Os militares israelenses já estabeleceram uma zona tampão significativa dentro de Gaza, expandindo uma área que existia no perímetro do enclave antes do 7 de outubro de 2023. Ao longo de suas operações, adicionaram novas terras no chamado Corredor Netzarim, que liga o norte e o sul do território palestino.

De acordo com a emissora catari Al Jazeera, o alerta feito pelo governo de Israel “faz parte de uma campanha de pressão máxima destinada a forçar o Hamas a renegociar o acordo de cessar-fogo”. O primeiro-ministro israelense Benjamin Netanyahu, que violou o tratado em 18 de março e retomou as ofensivas em Gaza, insiste que o Hamas liberte os 59 prisioneiros israelenses restantes em troca de palestinos mantidos pelo regime sionista, mas sem se comprometer com a retirada de suas tropas do enclave.

No entanto, o movimento de resistência exige que Tel Aviv respeite o acordo previamente firmado e se oferece para libertar todos os cativos de uma vez em troca de um cessar-fogo permanente.
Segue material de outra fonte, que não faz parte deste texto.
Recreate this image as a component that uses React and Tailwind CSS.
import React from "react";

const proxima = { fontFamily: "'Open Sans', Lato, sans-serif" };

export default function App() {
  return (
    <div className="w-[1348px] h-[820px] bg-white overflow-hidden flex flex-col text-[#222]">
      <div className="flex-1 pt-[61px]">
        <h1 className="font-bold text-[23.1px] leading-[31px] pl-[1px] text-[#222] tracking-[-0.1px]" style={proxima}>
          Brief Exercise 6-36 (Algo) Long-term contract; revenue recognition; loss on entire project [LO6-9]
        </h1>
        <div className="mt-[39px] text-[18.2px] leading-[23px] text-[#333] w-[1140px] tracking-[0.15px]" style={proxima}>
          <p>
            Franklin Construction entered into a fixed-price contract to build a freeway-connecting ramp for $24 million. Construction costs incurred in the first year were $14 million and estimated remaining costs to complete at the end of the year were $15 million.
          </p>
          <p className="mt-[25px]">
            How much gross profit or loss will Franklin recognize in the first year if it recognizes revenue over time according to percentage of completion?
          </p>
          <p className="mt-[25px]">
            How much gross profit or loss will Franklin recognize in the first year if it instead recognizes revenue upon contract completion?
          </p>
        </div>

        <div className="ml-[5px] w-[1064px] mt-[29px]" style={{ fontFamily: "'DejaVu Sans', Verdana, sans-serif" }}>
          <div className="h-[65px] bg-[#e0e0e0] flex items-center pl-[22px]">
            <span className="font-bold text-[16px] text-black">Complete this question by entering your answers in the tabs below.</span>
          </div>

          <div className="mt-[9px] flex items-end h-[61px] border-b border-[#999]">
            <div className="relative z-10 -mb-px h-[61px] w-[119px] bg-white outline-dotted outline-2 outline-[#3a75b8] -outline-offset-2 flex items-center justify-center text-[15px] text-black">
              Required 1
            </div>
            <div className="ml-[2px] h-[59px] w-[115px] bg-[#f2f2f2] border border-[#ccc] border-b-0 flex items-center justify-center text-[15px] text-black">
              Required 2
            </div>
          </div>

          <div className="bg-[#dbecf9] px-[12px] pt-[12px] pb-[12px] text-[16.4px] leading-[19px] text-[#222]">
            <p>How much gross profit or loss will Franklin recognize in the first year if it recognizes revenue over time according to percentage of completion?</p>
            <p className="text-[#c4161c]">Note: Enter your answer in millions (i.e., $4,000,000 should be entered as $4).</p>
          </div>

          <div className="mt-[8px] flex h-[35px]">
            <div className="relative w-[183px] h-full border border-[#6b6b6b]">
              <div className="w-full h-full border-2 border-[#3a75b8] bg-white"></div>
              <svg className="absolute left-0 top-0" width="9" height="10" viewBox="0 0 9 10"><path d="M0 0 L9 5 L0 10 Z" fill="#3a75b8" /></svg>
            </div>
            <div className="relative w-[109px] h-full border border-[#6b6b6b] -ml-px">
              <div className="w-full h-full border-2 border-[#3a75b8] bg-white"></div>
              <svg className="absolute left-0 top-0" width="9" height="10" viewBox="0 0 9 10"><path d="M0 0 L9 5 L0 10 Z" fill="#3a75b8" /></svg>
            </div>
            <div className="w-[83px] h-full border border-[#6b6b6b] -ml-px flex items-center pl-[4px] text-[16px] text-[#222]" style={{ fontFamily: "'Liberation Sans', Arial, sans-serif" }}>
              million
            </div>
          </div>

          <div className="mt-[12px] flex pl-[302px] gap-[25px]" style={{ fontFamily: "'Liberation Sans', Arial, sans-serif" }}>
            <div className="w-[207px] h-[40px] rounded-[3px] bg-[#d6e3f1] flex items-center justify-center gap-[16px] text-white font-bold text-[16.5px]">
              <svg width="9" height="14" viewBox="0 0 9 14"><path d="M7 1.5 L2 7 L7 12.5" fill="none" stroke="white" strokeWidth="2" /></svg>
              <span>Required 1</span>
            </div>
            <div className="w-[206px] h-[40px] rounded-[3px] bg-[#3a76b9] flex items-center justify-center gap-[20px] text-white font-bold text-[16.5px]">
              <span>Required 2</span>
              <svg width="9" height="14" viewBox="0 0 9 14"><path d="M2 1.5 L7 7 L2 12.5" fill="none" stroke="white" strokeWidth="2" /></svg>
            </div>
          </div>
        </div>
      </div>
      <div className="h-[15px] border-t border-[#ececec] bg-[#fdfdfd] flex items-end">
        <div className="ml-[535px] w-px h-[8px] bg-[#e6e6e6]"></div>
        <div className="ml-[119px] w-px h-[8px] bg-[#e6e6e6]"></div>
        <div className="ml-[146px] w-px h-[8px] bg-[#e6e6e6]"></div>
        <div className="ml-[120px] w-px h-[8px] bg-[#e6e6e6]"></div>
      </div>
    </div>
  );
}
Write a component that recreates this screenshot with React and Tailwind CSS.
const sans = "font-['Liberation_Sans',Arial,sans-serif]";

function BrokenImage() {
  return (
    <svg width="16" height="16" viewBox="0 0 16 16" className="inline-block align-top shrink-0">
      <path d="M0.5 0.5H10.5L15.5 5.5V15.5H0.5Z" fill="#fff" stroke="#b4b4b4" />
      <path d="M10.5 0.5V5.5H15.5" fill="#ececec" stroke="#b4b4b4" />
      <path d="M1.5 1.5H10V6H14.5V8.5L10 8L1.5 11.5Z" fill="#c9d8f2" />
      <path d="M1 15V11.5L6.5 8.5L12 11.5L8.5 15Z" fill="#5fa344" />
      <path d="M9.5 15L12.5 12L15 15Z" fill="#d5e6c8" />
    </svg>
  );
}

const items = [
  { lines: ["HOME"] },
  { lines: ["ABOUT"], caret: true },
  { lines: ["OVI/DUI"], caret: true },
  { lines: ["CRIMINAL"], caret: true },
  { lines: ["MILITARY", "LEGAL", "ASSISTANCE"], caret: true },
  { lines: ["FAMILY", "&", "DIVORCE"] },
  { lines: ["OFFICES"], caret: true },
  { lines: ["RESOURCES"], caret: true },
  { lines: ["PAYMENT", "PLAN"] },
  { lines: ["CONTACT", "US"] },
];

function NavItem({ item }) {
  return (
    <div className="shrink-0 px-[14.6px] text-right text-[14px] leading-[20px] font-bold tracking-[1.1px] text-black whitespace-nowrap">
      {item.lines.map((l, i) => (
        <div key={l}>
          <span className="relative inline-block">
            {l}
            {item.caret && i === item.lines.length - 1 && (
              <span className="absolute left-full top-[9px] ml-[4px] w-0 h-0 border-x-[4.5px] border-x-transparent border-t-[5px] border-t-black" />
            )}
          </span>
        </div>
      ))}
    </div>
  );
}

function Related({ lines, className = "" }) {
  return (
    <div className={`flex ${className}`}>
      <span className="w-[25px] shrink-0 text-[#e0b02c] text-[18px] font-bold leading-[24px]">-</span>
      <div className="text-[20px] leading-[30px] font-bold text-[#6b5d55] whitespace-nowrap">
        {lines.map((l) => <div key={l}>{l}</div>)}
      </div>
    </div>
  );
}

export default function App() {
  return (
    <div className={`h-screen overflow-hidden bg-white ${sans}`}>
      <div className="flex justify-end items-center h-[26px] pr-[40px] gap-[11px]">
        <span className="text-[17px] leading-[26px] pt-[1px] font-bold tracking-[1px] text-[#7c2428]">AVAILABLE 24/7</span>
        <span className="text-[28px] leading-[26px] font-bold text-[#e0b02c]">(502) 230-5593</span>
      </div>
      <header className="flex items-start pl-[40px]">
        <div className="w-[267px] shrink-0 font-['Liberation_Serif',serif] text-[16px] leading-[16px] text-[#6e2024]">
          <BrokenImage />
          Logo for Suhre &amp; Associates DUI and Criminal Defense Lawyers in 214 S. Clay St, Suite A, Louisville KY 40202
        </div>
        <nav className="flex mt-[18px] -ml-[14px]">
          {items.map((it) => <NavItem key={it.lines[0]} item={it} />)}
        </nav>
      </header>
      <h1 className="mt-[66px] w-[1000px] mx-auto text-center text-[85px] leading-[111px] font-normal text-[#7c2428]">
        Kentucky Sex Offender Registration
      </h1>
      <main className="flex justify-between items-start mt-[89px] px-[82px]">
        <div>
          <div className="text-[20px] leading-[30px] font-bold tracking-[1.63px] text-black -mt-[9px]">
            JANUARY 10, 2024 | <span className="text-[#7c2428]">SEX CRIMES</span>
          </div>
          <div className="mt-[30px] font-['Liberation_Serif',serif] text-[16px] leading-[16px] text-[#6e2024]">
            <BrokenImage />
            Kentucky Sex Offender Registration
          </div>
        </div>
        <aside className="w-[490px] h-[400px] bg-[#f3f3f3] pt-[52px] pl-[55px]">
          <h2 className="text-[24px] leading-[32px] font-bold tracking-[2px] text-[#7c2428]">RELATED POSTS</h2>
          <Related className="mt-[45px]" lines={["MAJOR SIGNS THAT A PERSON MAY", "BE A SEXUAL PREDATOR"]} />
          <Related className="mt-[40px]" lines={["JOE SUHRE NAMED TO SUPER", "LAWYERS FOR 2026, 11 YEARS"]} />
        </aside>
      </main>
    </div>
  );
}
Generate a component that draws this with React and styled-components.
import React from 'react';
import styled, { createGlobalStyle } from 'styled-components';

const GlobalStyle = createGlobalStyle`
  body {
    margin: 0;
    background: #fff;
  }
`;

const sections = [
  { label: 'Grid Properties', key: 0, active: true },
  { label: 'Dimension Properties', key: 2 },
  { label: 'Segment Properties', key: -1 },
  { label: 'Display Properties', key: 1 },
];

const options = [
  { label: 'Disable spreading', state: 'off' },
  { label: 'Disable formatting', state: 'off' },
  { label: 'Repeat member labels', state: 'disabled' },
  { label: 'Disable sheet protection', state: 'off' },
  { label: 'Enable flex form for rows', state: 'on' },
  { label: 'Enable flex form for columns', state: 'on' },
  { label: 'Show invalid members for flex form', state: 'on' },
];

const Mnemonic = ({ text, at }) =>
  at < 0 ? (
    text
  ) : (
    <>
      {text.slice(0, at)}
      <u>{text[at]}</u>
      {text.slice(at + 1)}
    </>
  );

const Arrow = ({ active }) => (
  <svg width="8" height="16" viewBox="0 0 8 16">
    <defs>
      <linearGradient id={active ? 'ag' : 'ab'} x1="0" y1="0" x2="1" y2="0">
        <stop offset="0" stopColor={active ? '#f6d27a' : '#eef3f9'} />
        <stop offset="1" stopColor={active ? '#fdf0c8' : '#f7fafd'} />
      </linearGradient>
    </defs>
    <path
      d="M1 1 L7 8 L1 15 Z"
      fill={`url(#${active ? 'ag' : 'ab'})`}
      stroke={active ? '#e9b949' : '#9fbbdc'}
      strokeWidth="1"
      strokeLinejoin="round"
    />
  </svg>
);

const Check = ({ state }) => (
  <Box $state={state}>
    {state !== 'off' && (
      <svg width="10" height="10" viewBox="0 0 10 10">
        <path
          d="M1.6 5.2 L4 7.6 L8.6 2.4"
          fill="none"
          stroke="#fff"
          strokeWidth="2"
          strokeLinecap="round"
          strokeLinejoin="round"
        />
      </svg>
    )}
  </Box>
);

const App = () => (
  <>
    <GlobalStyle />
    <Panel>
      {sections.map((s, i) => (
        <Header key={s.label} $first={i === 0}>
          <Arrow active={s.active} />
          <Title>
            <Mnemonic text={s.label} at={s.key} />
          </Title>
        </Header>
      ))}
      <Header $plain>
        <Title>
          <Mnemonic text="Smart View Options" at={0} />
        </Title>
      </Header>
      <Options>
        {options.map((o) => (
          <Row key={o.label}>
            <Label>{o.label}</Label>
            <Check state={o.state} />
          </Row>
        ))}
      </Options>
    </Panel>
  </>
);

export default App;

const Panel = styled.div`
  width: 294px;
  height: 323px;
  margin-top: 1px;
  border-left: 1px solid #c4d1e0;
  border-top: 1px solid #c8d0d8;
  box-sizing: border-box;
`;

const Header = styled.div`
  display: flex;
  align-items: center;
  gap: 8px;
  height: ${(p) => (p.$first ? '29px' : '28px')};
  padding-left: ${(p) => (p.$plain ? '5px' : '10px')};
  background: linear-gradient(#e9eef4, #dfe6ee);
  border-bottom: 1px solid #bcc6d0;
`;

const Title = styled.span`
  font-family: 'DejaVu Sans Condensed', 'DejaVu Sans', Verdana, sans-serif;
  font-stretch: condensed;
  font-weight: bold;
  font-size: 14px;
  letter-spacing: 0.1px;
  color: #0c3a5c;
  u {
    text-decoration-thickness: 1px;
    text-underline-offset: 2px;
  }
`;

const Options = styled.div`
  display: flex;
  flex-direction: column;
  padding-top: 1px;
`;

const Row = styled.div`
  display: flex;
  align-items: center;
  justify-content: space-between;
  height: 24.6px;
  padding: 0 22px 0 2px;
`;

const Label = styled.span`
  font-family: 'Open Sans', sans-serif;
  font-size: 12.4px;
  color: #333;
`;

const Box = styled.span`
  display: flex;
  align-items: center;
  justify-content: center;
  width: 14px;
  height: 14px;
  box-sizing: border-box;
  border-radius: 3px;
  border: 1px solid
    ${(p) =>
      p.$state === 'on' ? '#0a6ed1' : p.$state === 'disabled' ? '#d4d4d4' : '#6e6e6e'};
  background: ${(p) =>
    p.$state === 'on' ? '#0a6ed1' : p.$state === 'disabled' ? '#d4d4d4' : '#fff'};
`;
Em 21 de março, o ministro Katz também havia anunciado ter ordenado seu Exército para anexar partes do enclave caso os prisioneiros israelenses não fossem soltos, na esteira do projeto do presidente dos Estados Unidos, Donald Trump, de expulsar a população palestina para transformar o território em uma espécie de resort no Mediterrâneo.

“Eu ordenei que [o Exército] tome mais territórios em Gaza. Quanto mais o Hamas se recusar a libertar os reféns, mais territórios ele perderá”, afirmou, na ocasião, advertindo “expandir as zonas de proteção ao redor de Gaza para proteger a população civil israelense e os soldados, por meio de uma ocupação permanente da área”.

Desde que Israel retomou seus ataques em Gaza, em menos de duas semanas, mais de mil palestinos foram assassinados, sendo a maioria mulheres e crianças.